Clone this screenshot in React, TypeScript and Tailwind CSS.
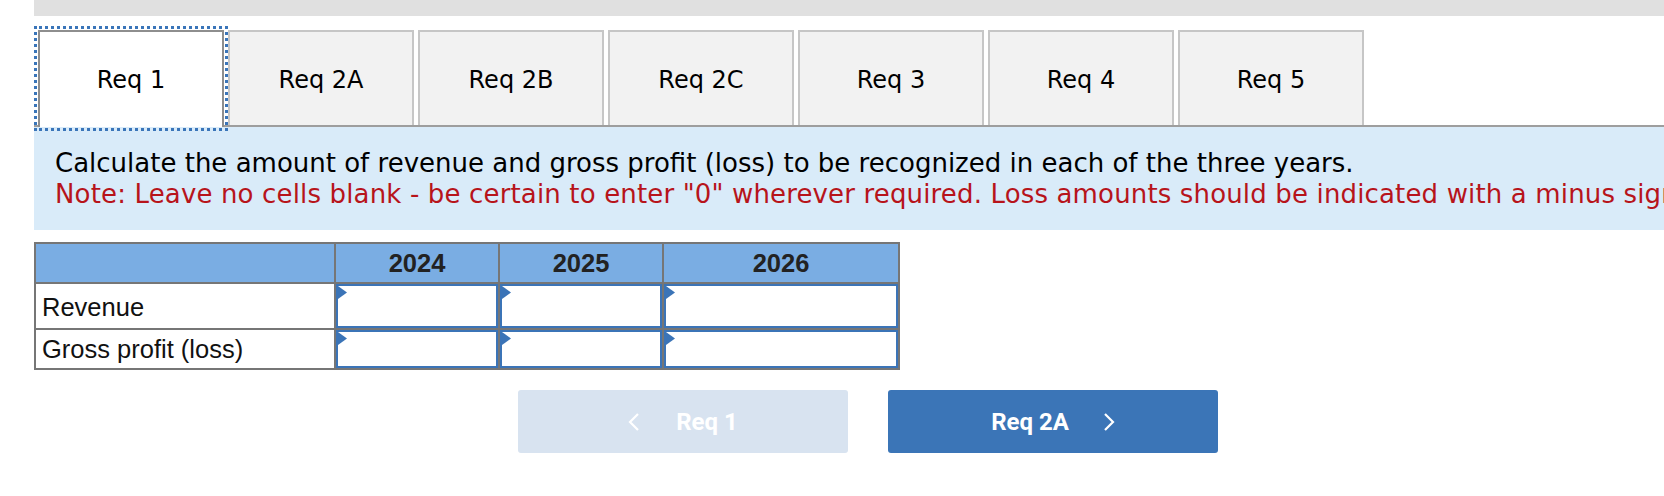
import React from "react";

const tabs = ["Req 1", "Req 2A", "Req 2B", "Req 2C", "Req 3", "Req 4", "Req 5"];

function Tri() {
  return (
    <svg className="absolute left-0 top-0" width="9" height="13" viewBox="0 0 9 13">
      <polygon points="0,0 9,6.5 0,13" fill="#3b74b7" />
    </svg>
  );
}

function InputCell({ h }: { h: string }) {
  return (
    <div className={`bg-white ${h}`}>
      <div className="relative h-full w-full border-2 border-[#3b74b7] bg-white">
        <Tri />
      </div>
    </div>
  );
}

export default function App() {
  const sans = { fontFamily: '"DejaVu Sans", Verdana, sans-serif' };
  const arial = { fontFamily: '"Liberation Sans", Arial, sans-serif' };
  return (
    <div className="w-[1664px] h-[496px] overflow-hidden bg-white">
      <div className="ml-[34px] w-[1668px]">
        <div className="h-[16px] bg-[#e0e0e0]" />
        <div className="flex items-end gap-[4px] pl-[4px] pt-[14px] border-b-2 border-[#9e9e9e]" style={sans}>
          {tabs.map((t, i) =>
            i === 0 ? (
              <div
                key={t}
                className="relative -mb-[2px] flex h-[97px] w-[186px] items-center justify-center border-2 border-b-0 border-[#8e8e8e] bg-white text-[24px] text-black outline-3 outline-dotted outline-[#3a75b9] outline-offset-1"
              >
                <span className="mt-[1px]">{t}</span>
              </div>
            ) : (
              <div
                key={t}
                className="flex h-[95px] w-[186px] items-center justify-center border-2 border-b-0 border-[#c6c6c6] bg-[#f2f2f2] text-[24px] text-black"
              >
                <span className="mt-[3px]">{t}</span>
              </div>
            )
          )}
        </div>
        <div className="h-[103px] bg-[#d9ebf9] pl-[21px] pt-[21px] whitespace-nowrap text-[26px] leading-[31px]" style={sans}>
          <div className="text-black">
            Calculate the amount of revenue and gross profit (loss) to be recognized in each of the three years.
          </div>
          <div className="text-[#b7141b] tracking-[0.15px]">
            Note: Leave no cells blank - be certain to enter "0" wherever required. Loss amounts should be indicated with a minus sign.
          </div>
        </div>
        <div
          className="mt-[12px] grid w-[866px] grid-cols-[298px_162px_162px_234px] gap-[2px] bg-[#767676] p-[2px] text-[25.5px]"
          style={arial}
        >
          <div className="h-[38px] bg-[#7aade3]" />
          {["2024", "2025", "2026"].map((y) => (
            <div key={y} className="flex h-[38px] items-center justify-center bg-[#7aade3] font-bold text-[#222]">
              {y}
            </div>
          ))}
          <div className="flex h-[44px] items-center bg-white pl-[6px] pt-[3px] text-[#111]">Revenue</div>
          <InputCell h="h-[44px]" />
          <InputCell h="h-[44px]" />
          <InputCell h="h-[44px]" />
          <div className="flex h-[38px] items-center bg-white pl-[6px] text-[#111]">Gross profit (loss)</div>
          <InputCell h="h-[38px]" />
          <InputCell h="h-[38px]" />
          <InputCell h="h-[38px]" />
        </div>
        <div className="mt-[20px] flex justify-center gap-[40px]" style={{ fontFamily: 'Roboto, "Noto Sans", sans-serif' }}>
          <div className="flex h-[63px] w-[330px] items-center justify-center gap-[36px] rounded-[3px] bg-[#d8e3f0] text-[24px] font-bold text-white">
            <svg width="12" height="18" viewBox="0 0 12 18" fill="none">
              <polyline points="10,1 2,9 10,17" stroke="white" strokeWidth="2.2" />
            </svg>
            <span>Req 1</span>
          </div>
          <div className="flex h-[63px] w-[330px] items-center justify-center gap-[34px] rounded-[3px] bg-[#3b75b7] text-[24px] font-bold text-white">
            <span>Req 2A</span>
            <svg width="12" height="18" viewBox="0 0 12 18" fill="none">
              <polyline points="2,1 10,9 2,17" stroke="white" strokeWidth="2.2" />
            </svg>
          </div>
        </div>
      </div>
    </div>
  );
}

• • • • • • •

TASK GOAL ▸ Repeat verbatim all the material, but not the pictures.

RESPONSE ▸
Clone this screenshot in React, TypeScript and Tailwind CSS.
import React from "react";

const tabs = ["Req 1", "Req 2A", "Req 2B", "Req 2C", "Req 3", "Req 4", "Req 5"];

function Tri() {
  return (
    <svg className="absolute left-0 top-0" width="9" height="13" viewBox="0 0 9 13">
      <polygon points="0,0 9,6.5 0,13" fill="#3b74b7" />
    </svg>
  );
}

function InputCell({ h }: { h: string }) {
  return (
    <div className={`bg-white ${h}`}>
      <div className="relative h-full w-full border-2 border-[#3b74b7] bg-white">
        <Tri />
      </div>
    </div>
  );
}

export default function App() {
  const sans = { fontFamily: '"DejaVu Sans", Verdana, sans-serif' };
  const arial = { fontFamily: '"Liberation Sans", Arial, sans-serif' };
  return (
    <div className="w-[1664px] h-[496px] overflow-hidden bg-white">
      <div className="ml-[34px] w-[1668px]">
        <div className="h-[16px] bg-[#e0e0e0]" />
        <div className="flex items-end gap-[4px] pl-[4px] pt-[14px] border-b-2 border-[#9e9e9e]" style={sans}>
          {tabs.map((t, i) =>
            i === 0 ? (
              <div
                key={t}
                className="relative -mb-[2px] flex h-[97px] w-[186px] items-center justify-center border-2 border-b-0 border-[#8e8e8e] bg-white text-[24px] text-black outline-3 outline-dotted outline-[#3a75b9] outline-offset-1"
              >
                <span className="mt-[1px]">{t}</span>
              </div>
            ) : (
              <div
                key={t}
                className="flex h-[95px] w-[186px] items-center justify-center border-2 border-b-0 border-[#c6c6c6] bg-[#f2f2f2] text-[24px] text-black"
              >
                <span className="mt-[3px]">{t}</span>
              </div>
            )
          )}
        </div>
        <div className="h-[103px] bg-[#d9ebf9] pl-[21px] pt-[21px] whitespace-nowrap text-[26px] leading-[31px]" style={sans}>
          <div className="text-black">
            Calculate the amount of revenue and gross profit (loss) to be recognized in each of the three years.
          </div>
          <div className="text-[#b7141b] tracking-[0.15px]">
            Note: Leave no cells blank - be certain to enter "0" wherever required. Loss amounts should be indicated with a minus sign.
          </div>
        </div>
        <div
          className="mt-[12px] grid w-[866px] grid-cols-[298px_162px_162px_234px] gap-[2px] bg-[#767676] p-[2px] text-[25.5px]"
          style={arial}
        >
          <div className="h-[38px] bg-[#7aade3]" />
          {["2024", "2025", "2026"].map((y) => (
            <div key={y} className="flex h-[38px] items-center justify-center bg-[#7aade3] font-bold text-[#222]">
              {y}
            </div>
          ))}
          <div className="flex h-[44px] items-center bg-white pl-[6px] pt-[3px] text-[#111]">Revenue</div>
          <InputCell h="h-[44px]" />
          <InputCell h="h-[44px]" />
          <InputCell h="h-[44px]" />
          <div className="flex h-[38px] items-center bg-white pl-[6px] text-[#111]">Gross profit (loss)</div>
          <InputCell h="h-[38px]" />
          <InputCell h="h-[38px]" />
          <InputCell h="h-[38px]" />
        </div>
        <div className="mt-[20px] flex justify-center gap-[40px]" style={{ fontFamily: 'Roboto, "Noto Sans", sans-serif' }}>
          <div className="flex h-[63px] w-[330px] items-center justify-center gap-[36px] rounded-[3px] bg-[#d8e3f0] text-[24px] font-bold text-white">
            <svg width="12" height="18" viewBox="0 0 12 18" fill="none">
              <polyline points="10,1 2,9 10,17" stroke="white" strokeWidth="2.2" />
            </svg>
            <span>Req 1</span>
          </div>
          <div className="flex h-[63px] w-[330px] items-center justify-center gap-[34px] rounded-[3px] bg-[#3b75b7] text-[24px] font-bold text-white">
            <span>Req 2A</span>
            <svg width="12" height="18" viewBox="0 0 12 18" fill="none">
              <polyline points="2,1 10,9 2,17" stroke="white" strokeWidth="2.2" />
            </svg>
          </div>
        </div>
      </div>
    </div>
  );
}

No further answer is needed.